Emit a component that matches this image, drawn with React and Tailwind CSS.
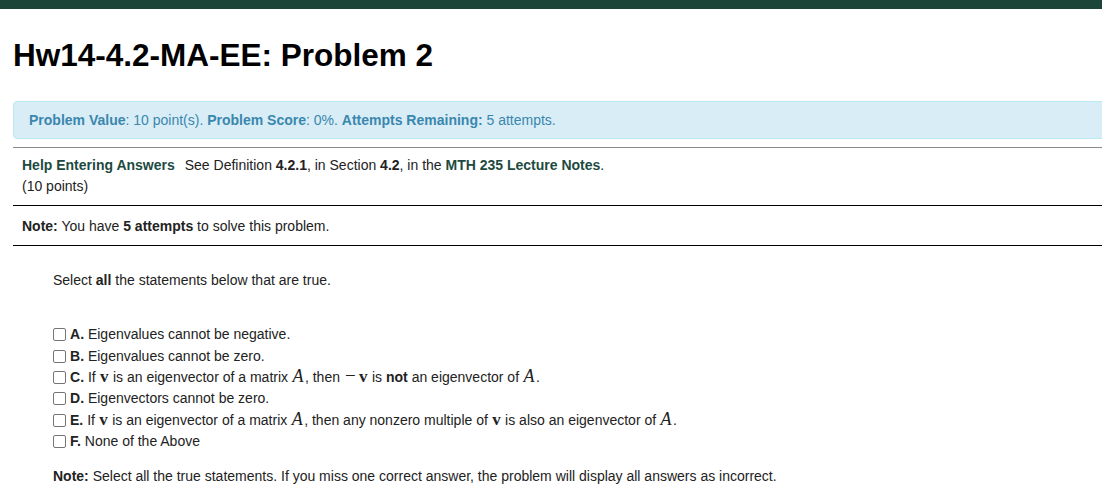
import React from "react";

const OPTIONS = [
  { key: "A", body: <>Eigenvalues cannot be negative.</> },
  { key: "B", body: <>Eigenvalues cannot be zero.</> },
  {
    key: "C",
    body: (
      <>
        If <V /> is an eigenvector of a matrix <MA />, then <span className="font-['Liberation_Serif',serif] text-[19px] leading-none ml-[1px] mr-[3px]">−</span><V /> is <b>not</b> an eigenvector of <MA />.
      </>
    ),
  },
  { key: "D", body: <>Eigenvectors cannot be zero.</> },
  {
    key: "E",
    body: (
      <>
        If <V /> is an eigenvector of a matrix <MA />, then any nonzero multiple of <V /> is also an eigenvector of <MA />.
      </>
    ),
  },
  { key: "F", body: <>None of the Above</> },
];

function V() {
  return <span className="font-['Liberation_Serif',serif] font-bold text-[17px] leading-none px-[0.5px]">v</span>;
}

function MA() {
  return <span className="font-['Liberation_Serif',serif] italic text-[18px] leading-none pl-[0.5px] pr-[1.5px]">A</span>;
}

export default function App() {
  return (
    <div className="w-full min-h-screen overflow-hidden bg-white text-[14px] text-[#222] font-['Liberation_Sans',Arial,sans-serif]">
      <div className="h-[9px] bg-[#1b4539]" />

      <div className="pl-[13px]">
        <h1 className="mt-[29px] text-[31.5px] leading-[35px] font-bold text-black">
          Hw14-4.2-MA-EE: Problem 2
        </h1>

        <div className="mt-[28px] mr-[-12px] h-[38px] flex items-center pl-[15px] bg-[#d9edf7] border border-[#bce8f1] rounded-[4px] text-[#3a87ad]">
          <span>
            <b>Problem Value</b>: 10 point(s). <b>Problem Score</b>: 0%. <b>Attempts Remaining:</b> 5 attempts.
          </span>
        </div>

        <div className="mt-[8px] mr-[-12px] border-t border-[#8a8a8a]" />

        <div className="pl-[9px] pt-[7px] pb-[8px] leading-[21px]">
          <div>
            <b className="text-[#1d4a3f]">Help Entering Answers</b>
            <span className="ml-[10px]">
              See Definition <b>4.2.1</b>, in Section <b>4.2</b>, in the <b className="text-[#1d4a3f]">MTH 235 Lecture Notes</b>.
            </span>
          </div>
          <div>(10 points)</div>
        </div>

        <div className="mr-[-12px] border-t border-black" />

        <div className="pl-[9px] pt-[10px] pb-[8px] leading-[21px]">
          <b>Note:</b> You have <b>5 attempts</b> to solve this problem.
        </div>

        <div className="mr-[-12px] border-t border-black" />

        <div className="pl-[40px]">
          <p className="mt-[24px] leading-[21px]">
            Select <b>all</b> the statements below that are true.
          </p>

          <div className="mt-[33px] flex flex-col">
            {OPTIONS.map((o) => (
              <label key={o.key} className="flex items-center h-[21.4px]">
                <span className="w-[13px] h-[13px] shrink-0 border border-[#767676] rounded-[2px] bg-white" />
                <span className="ml-[4px] whitespace-nowrap">
                  <b>{o.key}.</b> {o.body}
                </span>
              </label>
            ))}
          </div>

          <p className="mt-[14px] leading-[21px]">
            <b>Note:</b> Select all the true statements. If you miss one correct answer, the problem will display all answers as incorrect.
          </p>
        </div>
      </div>
    </div>
  );
}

> [Required task]
Take the listing above and restate it word for word, without its pictures.

> [Reply to the exercise]
Emit a component that matches this image, drawn with React and Tailwind CSS.
import React from "react";

const OPTIONS = [
  { key: "A", body: <>Eigenvalues cannot be negative.</> },
  { key: "B", body: <>Eigenvalues cannot be zero.</> },
  {
    key: "C",
    body: (
      <>
        If <V /> is an eigenvector of a matrix <MA />, then <span className="font-['Liberation_Serif',serif] text-[19px] leading-none ml-[1px] mr-[3px]">−</span><V /> is <b>not</b> an eigenvector of <MA />.
      </>
    ),
  },
  { key: "D", body: <>Eigenvectors cannot be zero.</> },
  {
    key: "E",
    body: (
      <>
        If <V /> is an eigenvector of a matrix <MA />, then any nonzero multiple of <V /> is also an eigenvector of <MA />.
      </>
    ),
  },
  { key: "F", body: <>None of the Above</> },
];

function V() {
  return <span className="font-['Liberation_Serif',serif] font-bold text-[17px] leading-none px-[0.5px]">v</span>;
}

function MA() {
  return <span className="font-['Liberation_Serif',serif] italic text-[18px] leading-none pl-[0.5px] pr-[1.5px]">A</span>;
}

export default function App() {
  return (
    <div className="w-full min-h-screen overflow-hidden bg-white text-[14px] text-[#222] font-['Liberation_Sans',Arial,sans-serif]">
      <div className="h-[9px] bg-[#1b4539]" />

      <div className="pl-[13px]">
        <h1 className="mt-[29px] text-[31.5px] leading-[35px] font-bold text-black">
          Hw14-4.2-MA-EE: Problem 2
        </h1>

        <div className="mt-[28px] mr-[-12px] h-[38px] flex items-center pl-[15px] bg-[#d9edf7] border border-[#bce8f1] rounded-[4px] text-[#3a87ad]">
          <span>
            <b>Problem Value</b>: 10 point(s). <b>Problem Score</b>: 0%. <b>Attempts Remaining:</b> 5 attempts.
          </span>
        </div>

        <div className="mt-[8px] mr-[-12px] border-t border-[#8a8a8a]" />

        <div className="pl-[9px] pt-[7px] pb-[8px] leading-[21px]">
          <div>
            <b className="text-[#1d4a3f]">Help Entering Answers</b>
            <span className="ml-[10px]">
              See Definition <b>4.2.1</b>, in Section <b>4.2</b>, in the <b className="text-[#1d4a3f]">MTH 235 Lecture Notes</b>.
            </span>
          </div>
          <div>(10 points)</div>
        </div>

        <div className="mr-[-12px] border-t border-black" />

        <div className="pl-[9px] pt-[10px] pb-[8px] leading-[21px]">
          <b>Note:</b> You have <b>5 attempts</b> to solve this problem.
        </div>

        <div className="mr-[-12px] border-t border-black" />

        <div className="pl-[40px]">
          <p className="mt-[24px] leading-[21px]">
            Select <b>all</b> the statements below that are true.
          </p>

          <div className="mt-[33px] flex flex-col">
            {OPTIONS.map((o) => (
              <label key={o.key} className="flex items-center h-[21.4px]">
                <span className="w-[13px] h-[13px] shrink-0 border border-[#767676] rounded-[2px] bg-white" />
                <span className="ml-[4px] whitespace-nowrap">
                  <b>{o.key}.</b> {o.body}
                </span>
              </label>
            ))}
          </div>

          <p className="mt-[14px] leading-[21px]">
            <b>Note:</b> Select all the true statements. If you miss one correct answer, the problem will display all answers as incorrect.
          </p>
        </div>
      </div>
    </div>
  );
}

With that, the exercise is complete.